Documenting and Reporting Results

When you finalize an insertion loss calculation, store the data in a structured template. Include measurement date, operator, equipment serial numbers, frequencies, power levels, environmental notes, and the calculated insertion loss. Many compliance audits require traceability; referencing a calibration certificate or linking to test procedures ensures auditors know the measurement followed best practices. Several laboratories align their documentation with ISO/IEC 17025 standards and cite authoritative references such as the NIST calibration services directory for traceability.
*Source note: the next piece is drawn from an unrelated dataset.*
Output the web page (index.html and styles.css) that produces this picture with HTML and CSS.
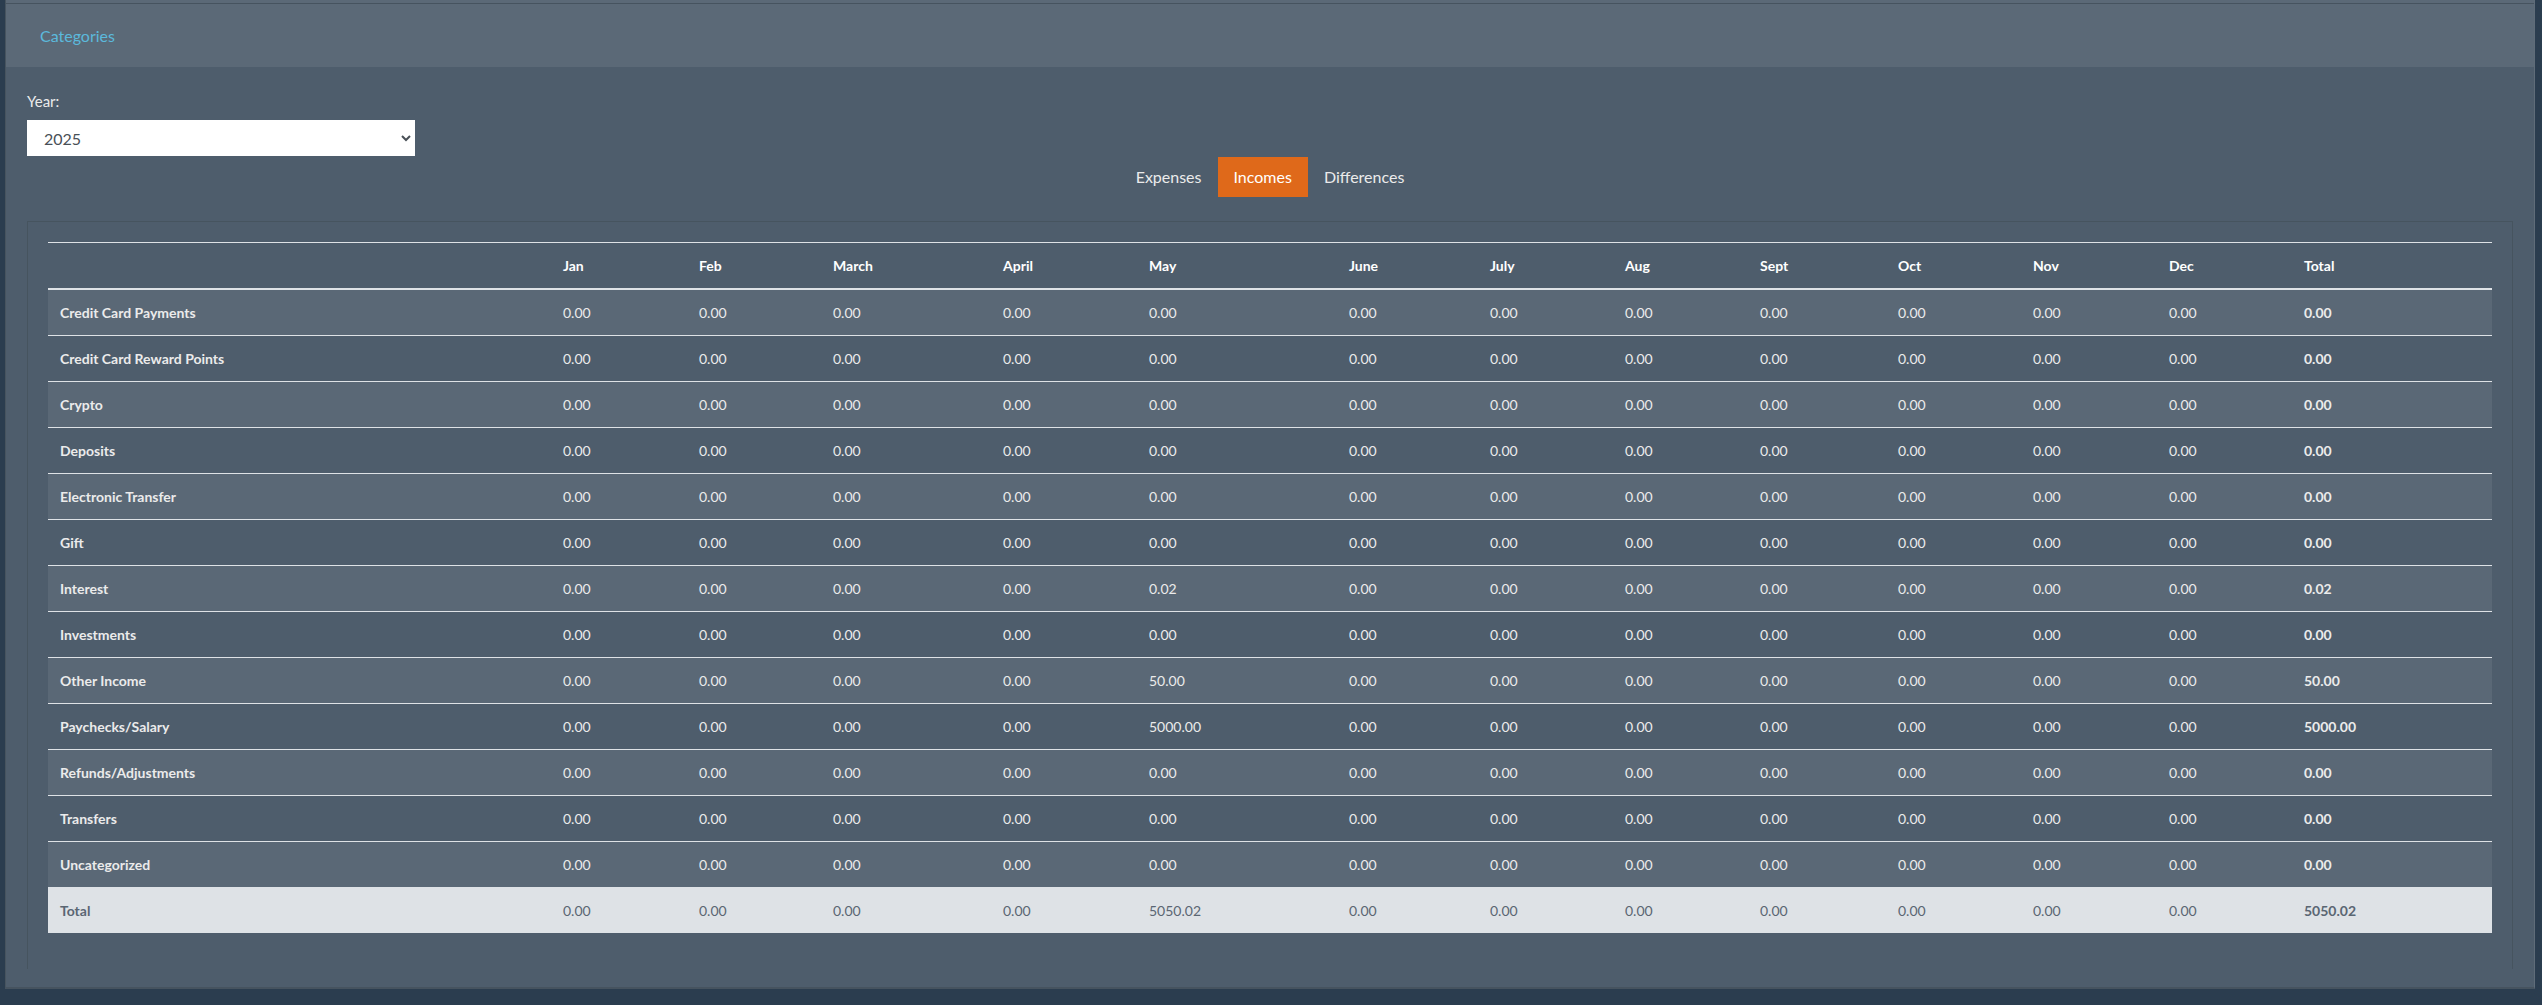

In telecommunication upgrade projects, insertion loss data feeds directly into network performance models. Engineers import the numbers into RF planning software to update coverage maps, or into optical supervisory systems to adjust amplifier gain. The more precisely you calculate insertion loss, the less margin you must reserve, enabling lighter hardware and lower cost. In satellite payload design, every gram saved by reducing amplifier power requirements translates into substantial launch savings.

Conclusion

Calculating insertion loss is more than plugging a pair of power readings into a logarithmic formula. Mastery requires understanding test equipment, environmental influences, cable construction, and data reporting. By combining accurate measurements with theoretical ratings, as our calculator does, you gain immediate insight into system health. Use the comprehensive guidance above to refine your methodology, referencing authoritative sources, tables, and best practices. Whether you oversee a fiber backbone, design microwave filters, or maintain aerospace communication links, precise insertion loss calculations are foundational to performance, compliance, and reliability.